Ask Peninah Mwangi about the PEPFAR pledge

Faced with violence against sex workers in Kenya, Peninah Mwangi noted, “The death of a sex worker is the death of a woman, a mother, a sister, a Kenyan.”  Mwangi should know.

Peninah Mwangi is the Executive Director of the Bar Hostess Empowerment and Support Programme, BHESP, located in Nairobi, Kenya. BHESP organizes, advocates, and empowers sex workers. Before the recent elections, BHESP organized `awareness campaigns’ with bar hostesses and their customers, to make sure that everyone voted, that no one missed voting due to drunkenness. It was a critical citizenship participatory popular education program run from one bar, and one barstool, to the next.

BHESP has marched and lobbied for decriminalization and legalization of sex work. They have marched and lobbied to end police violence against sex workers. At the same time, they have established drop-in centers, legal services, hotlines and havens. The Bar Hostess Empowerment and Support Programme have improved and saved women’s lives in Kenya, and are a model for the rest of the world.

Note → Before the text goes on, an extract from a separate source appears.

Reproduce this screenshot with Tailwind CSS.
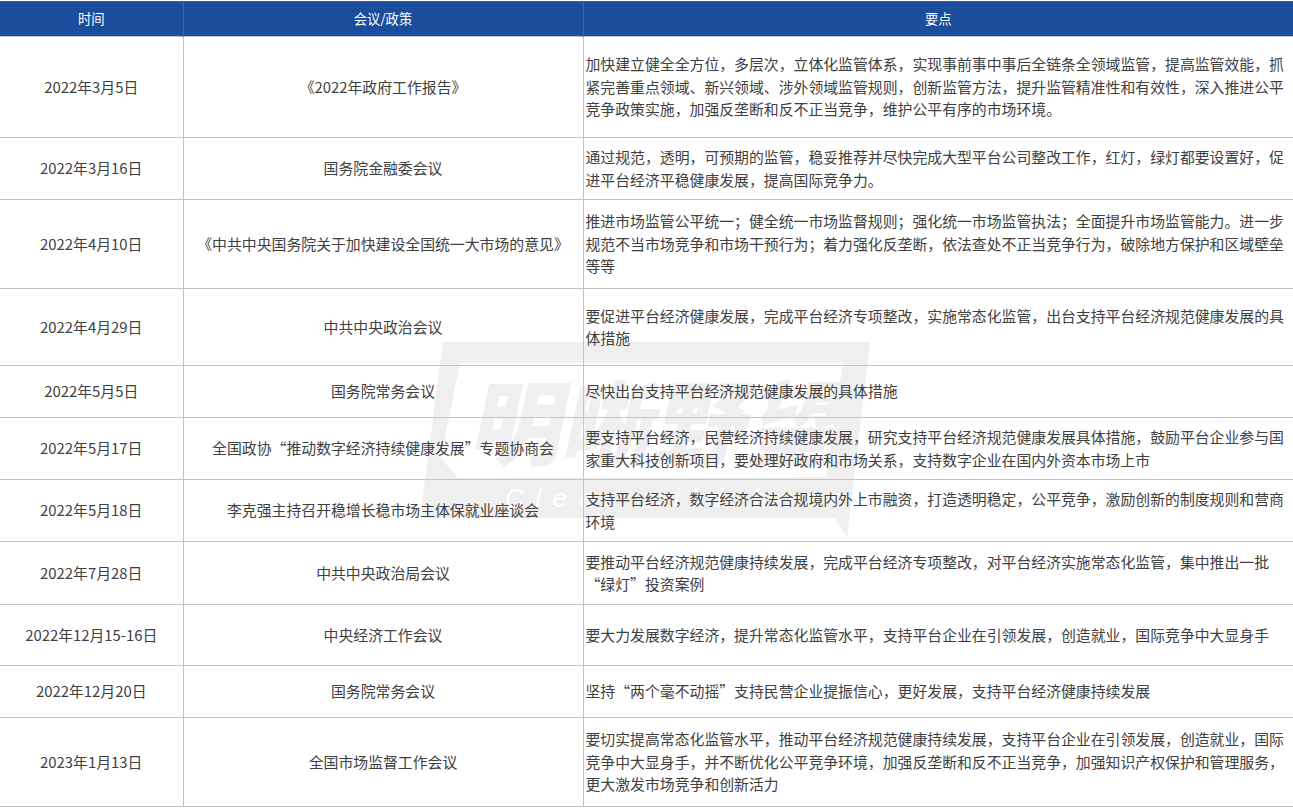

They are supported by Pathfinder International, the Open Society Foundations; the Global Fund to Fight AIDS, Tuberculosis and Malaria. Almost every major organization that matters admires and supports the great, innovative and urgent work that BHESP provides. The large exception, the elephant-in-the-room exception, to this is PEPFAR, the US President’s Emergency Plan for AIDS Relief. Why? Because Peninah Mwangi and her colleagues won’t take the `anti-prostitution pledge.’ Apparently sex work is a far greater `emergency’ than AIDS.

Today, the U.S. Supreme Court is hearing a case in which opponents to the `pledge’ argue that the `pledge’ violates first amendment rights and impairs attempts to improve the working conditions of sex workers. Proponents claim the `pledge’ rescues women from trafficking and worse.

Behind, or obscured by, the legal debate are the sex workers themselves. On one hand, researcher after researcher has noted that the PEPFAR pledge harms any campaigns or programs among sex workers to reduce and eradicate HIV and AIDS. Criminalization of sex work increases risk factors for AIDS among sex workers. Transnational and global criminalization of sex work widens the pool of those increasingly at risk into a global ocean. As some have noted, it’s a dark ripple effect, which keeps on spreading.

Here’s one example of the impact of the `pledge’: “As a result of the pledge, in many instances information sharing about successful programming with sex workers has nearly ceased. Sex work programming has become a taboo topic; organizations that receive other funding are likely to be interested in or to seek US government contracts and funds. Others with specific missions have reigned in all activities unrelated or tangentially related to their missions; this has affected many sex work projects the world over. The anti-prostitution pledge has prevented the sharing of information about successful programming and prevented scaling up successful operations.”

Prevented the sharing of information. Silence. Equals. Death. The death of a sex worker is the death of a woman, a mother, a sister, a `fellow citizen’, a human being. Ask Peninah Mwangi. She should know.